5 Questions: Lock on eating disorders
Eating disorders can confound parents and medical professionals. But they're not impossible to overcome. Science writer Krista Conger discusses the causes and treatments with James Lock, MD, PhD, co-author of the recently published Help Your Child Beat an Eating Disorder. Lock is director of psychiatric services at the Comprehensive Eating Disorders Program at Lucile Packard Children's Hospital and an associate professor of child psychiatry. For video of Lock, go to med.stanford.edu
1. Who suffers from eating disorders?
Lock: They can occur in any age group. Although most sufferers are young white women, eating disorders can affect younger children, boys and all cultural and ethnic groups. Symptoms of the classic eating disorders--anorexia and bulimia nervosa?usually start during early and middle adolescence and include highly restrictive dieting, binge eating, purging and over-exercise. Estimates are that between 1 and 2 percent of the population suffer from classic eating disorders. About 8 to 12 percent of people with chronic anorexia will die of their disease. However, if the illness is detected early and treated quickly, there is good reason to be optimistic about the possibility for full recovery.
2. Why did you write a book?
Lock: During my 13 years treating adolescents with eating disorders I've discovered that the information available to parents is either not helpful, out of date or conveys what I feel is an inappropriate message of guilt and helplessness. I wanted parents to know that they are probably not the cause of their child's eating disorder and that they can and should find ways to help their children. I also wanted to take the mystery out of eating disorders by explaining in ordinary language what happens when someone is developing an eating disorder: How their body, thinking and relationships change. I hoped to illustrate how serious and all-encompassing eating disorders can be and underscore the need to get treatment.
3. The family-based treatment described in the book urges parents to get involved in their child's treatment. Why? Isn't this a medical issue?
Lock: Eating disorders can have related, sometimes life-threatening medical consequences that should be managed by medical professionals. However, the psychological aspects of eating disorders are generally out of the purview of most internists, pediatricians or family doctors.
In the past, professionals re-fed and supported patients who stayed in the hospital for months on end. This may still be needed at times, but it turns out that parents, with appropriate professional guidance, can be pretty good at these tasks without subjecting their child to long periods of separation from their family, friends, school and usual activities. In other words, family-based treatment uses and augments the parents' own skills to treat the symptoms of anorexia, rather than focusing on family problems that supposedly caused the disorder.
4. How can you force someone to eat if you don't know the root cause of the disorder?
Lock: I would like to re-word your question a bit. How can you help someone to eat who is afraid, angry and confused?
At the heart of it, the person with anorexia nervosa is suffering. She or he may appear determined and resolute in dieting and weight loss, but there is usually also some guilt about how their family is suffering and anxiety about the effects of the illness on their schoolwork and long-term health.

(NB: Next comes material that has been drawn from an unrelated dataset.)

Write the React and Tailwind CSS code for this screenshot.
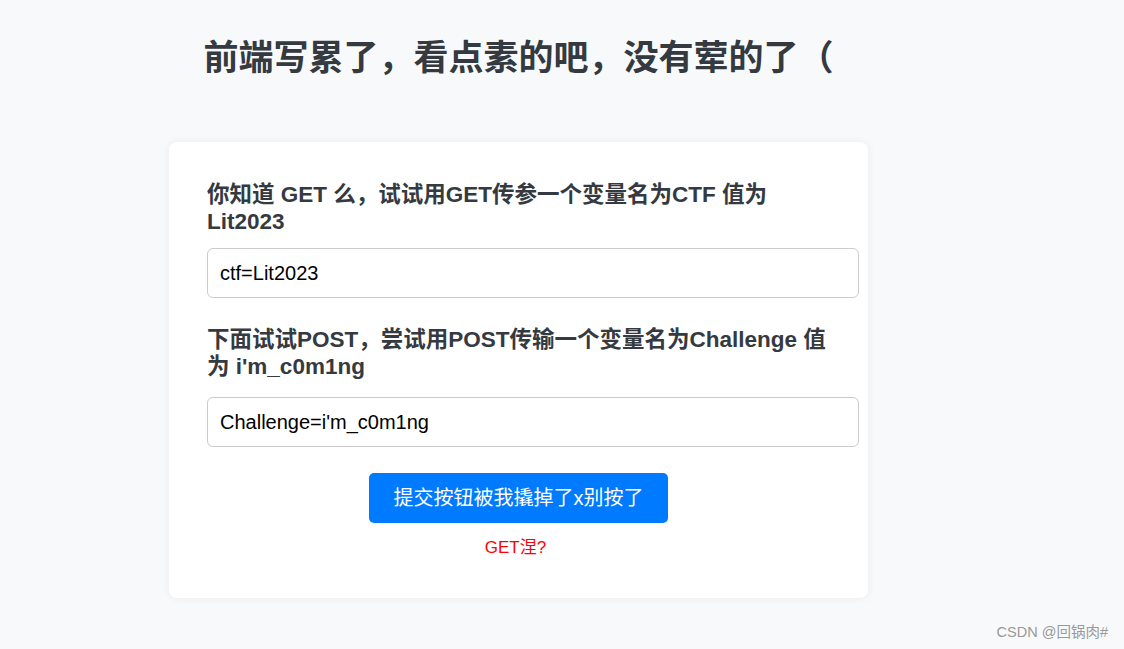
import React from 'react';

const font = { fontFamily: '"Liberation Sans", Arial, "Noto Sans CJK SC", sans-serif' };

export default function App() {
  return (
    <div className="relative min-h-screen bg-[#f8f9fa] text-[#343a40]" style={font}>
      <div className="ml-[169px] w-[699px] pt-[37px]">
        <h1 className="text-center text-[35px] font-bold leading-[42px] text-[#343a40]">
          前端写累了，看点素的吧，没有荤的了（
        </h1>

        <div className="mt-[63px] rounded-lg bg-white px-[38px] pt-[39px] pb-[39px] shadow-[0_0_10px_rgba(0,0,0,0.06)]">
          <form onSubmit={e => e.preventDefault()}>
            <label className="block text-[22.5px] font-bold leading-[27px] text-[#343a40]">
              你知道 GET 么，试试用GET传参一个变量名为CTF 值为 Lit2023
            </label>
            <input
              type="text"
              defaultValue="ctf=Lit2023"
              className="mt-[13px] block h-[50px] w-[652px] rounded-md border border-[#cccccc] bg-white px-3 text-[20px] text-black outline-none"
              style={font}
            />

            <label className="mt-[28px] block text-[22.5px] font-bold leading-[27px] text-[#343a40]">
              下面试试POST，尝试用POST传输一个变量名为Challenge 值为 i'm_c0m1ng
            </label>
            <input
              type="text"
              defaultValue="Challenge=i'm_c0m1ng"
              className="mt-[17px] block h-[50px] w-[652px] rounded-md border border-[#cccccc] bg-white px-3 text-[20px] text-black outline-none"
              style={font}
            />

            <div className="mt-[26px] flex justify-center">
              <button
                type="submit"
                className="h-[50px] w-[299px] rounded-[5px] bg-[#007bff] text-[20px] text-white"
              >
                提交按钮被我撬掉了x别按了
              </button>
            </div>
            <p className="mt-[14px] pr-[6px] text-center text-[17px] leading-[22px] text-[#ff0000]">GET涅?</p>
          </form>
        </div>
      </div>

      <div className="absolute right-[16px] top-[622px] text-[14.5px] text-[#999999]">CSDN @回锅肉#</div>
    </div>
  );
}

Family-based treatment helps parents to leverage their commitment, love and knowledge of their child to use this ambiguity to create change. Although parents accomplish this task in many different ways, their methods always rely on persistence coupled with a resolute, caring and loving understanding of how their child really feels.

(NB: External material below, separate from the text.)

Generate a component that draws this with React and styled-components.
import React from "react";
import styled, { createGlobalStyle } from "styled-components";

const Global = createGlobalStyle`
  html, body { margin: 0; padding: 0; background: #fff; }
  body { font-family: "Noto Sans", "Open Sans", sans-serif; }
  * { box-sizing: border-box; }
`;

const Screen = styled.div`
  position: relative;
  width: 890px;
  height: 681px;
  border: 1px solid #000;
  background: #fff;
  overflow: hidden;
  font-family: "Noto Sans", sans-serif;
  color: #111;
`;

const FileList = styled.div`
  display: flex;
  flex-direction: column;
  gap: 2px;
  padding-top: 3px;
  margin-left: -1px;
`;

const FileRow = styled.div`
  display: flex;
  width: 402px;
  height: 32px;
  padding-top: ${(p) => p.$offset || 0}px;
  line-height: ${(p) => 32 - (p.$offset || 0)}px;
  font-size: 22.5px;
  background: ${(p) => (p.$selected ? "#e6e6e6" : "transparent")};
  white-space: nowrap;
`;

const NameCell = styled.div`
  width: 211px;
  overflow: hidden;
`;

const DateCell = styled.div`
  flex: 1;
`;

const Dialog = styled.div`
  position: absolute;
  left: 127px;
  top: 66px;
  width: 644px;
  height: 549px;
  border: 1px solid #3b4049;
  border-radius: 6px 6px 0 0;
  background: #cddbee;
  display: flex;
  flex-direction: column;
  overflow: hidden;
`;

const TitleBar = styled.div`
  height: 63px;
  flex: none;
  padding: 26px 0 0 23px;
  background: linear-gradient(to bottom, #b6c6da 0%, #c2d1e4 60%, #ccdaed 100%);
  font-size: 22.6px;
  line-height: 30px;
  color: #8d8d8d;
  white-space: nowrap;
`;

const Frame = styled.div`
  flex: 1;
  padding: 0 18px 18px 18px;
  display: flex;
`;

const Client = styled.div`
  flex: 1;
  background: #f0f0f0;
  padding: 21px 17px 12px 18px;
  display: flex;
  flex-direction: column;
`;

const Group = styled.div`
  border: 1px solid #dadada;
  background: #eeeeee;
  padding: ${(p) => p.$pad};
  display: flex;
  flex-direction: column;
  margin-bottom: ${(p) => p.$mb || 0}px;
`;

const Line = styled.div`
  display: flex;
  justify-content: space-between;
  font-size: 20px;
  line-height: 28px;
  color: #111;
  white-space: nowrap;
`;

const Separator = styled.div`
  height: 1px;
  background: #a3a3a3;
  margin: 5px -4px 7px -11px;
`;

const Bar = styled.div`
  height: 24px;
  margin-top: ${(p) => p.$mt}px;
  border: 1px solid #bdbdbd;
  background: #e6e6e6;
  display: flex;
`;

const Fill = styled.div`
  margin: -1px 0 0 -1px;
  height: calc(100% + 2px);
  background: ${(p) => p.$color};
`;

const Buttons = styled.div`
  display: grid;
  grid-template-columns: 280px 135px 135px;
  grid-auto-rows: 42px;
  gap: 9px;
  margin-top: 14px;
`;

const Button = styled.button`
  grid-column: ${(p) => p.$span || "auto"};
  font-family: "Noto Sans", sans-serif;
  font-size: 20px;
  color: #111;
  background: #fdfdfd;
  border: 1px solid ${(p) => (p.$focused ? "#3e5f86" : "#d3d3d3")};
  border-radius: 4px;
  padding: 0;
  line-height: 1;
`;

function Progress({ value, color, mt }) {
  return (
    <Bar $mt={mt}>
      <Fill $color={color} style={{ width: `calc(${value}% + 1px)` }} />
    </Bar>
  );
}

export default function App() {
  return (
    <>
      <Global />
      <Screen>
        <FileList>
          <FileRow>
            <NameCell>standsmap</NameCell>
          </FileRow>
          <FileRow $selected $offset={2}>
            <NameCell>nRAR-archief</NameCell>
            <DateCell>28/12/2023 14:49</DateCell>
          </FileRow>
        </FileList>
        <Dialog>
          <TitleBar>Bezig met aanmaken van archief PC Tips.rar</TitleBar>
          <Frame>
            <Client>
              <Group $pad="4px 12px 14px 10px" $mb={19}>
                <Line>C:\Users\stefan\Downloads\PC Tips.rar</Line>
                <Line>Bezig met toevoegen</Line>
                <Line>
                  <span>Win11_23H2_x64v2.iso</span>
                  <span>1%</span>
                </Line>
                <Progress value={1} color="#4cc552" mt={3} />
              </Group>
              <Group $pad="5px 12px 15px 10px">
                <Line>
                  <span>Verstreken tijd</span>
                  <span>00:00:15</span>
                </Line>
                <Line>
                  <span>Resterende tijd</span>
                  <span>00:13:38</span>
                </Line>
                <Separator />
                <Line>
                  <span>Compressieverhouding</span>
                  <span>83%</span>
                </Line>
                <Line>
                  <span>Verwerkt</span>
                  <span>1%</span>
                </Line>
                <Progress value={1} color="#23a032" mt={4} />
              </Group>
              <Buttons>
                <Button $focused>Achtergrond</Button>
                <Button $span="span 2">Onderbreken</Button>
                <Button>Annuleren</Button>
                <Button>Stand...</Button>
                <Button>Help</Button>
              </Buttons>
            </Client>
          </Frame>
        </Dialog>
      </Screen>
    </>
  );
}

Also, since we don't know what really causes anorexia, as a therapist you can end up spinning your wheels for a long time in the quest for possible reasons the illness started while the patient is just getting sicker and sicker. In contrast, focusing attention on changing symptomatic behaviors--in this case self-starvation--can be life saving.
5. You've just published a paper about family-based treatment for anorexia. What have you found?
Lock: The paper is the first major U.S. study of family-based treatment, which was developed in the U.K. It showed that, contrary to most published literature, most patients improved relatively quickly when they received family treatment. About two-thirds of the patients recovered fully and most others improved significantly regardless of whether the families received 10 treatments or 20. Our overall findings are similar to those in a few smaller studies and provide important support for this approach for adolescents with anorexia.
Although family-based treatment is the only empirically supported treatment for anorexia, a lot still needs to be done to conclusively decide how best to treat these disorders. We are beginning a large randomly controlled trial to compare family treatment to individual therapy for adolescent anorexia. Hopefully this will help us to understand why some people do better with one treatment and others with another.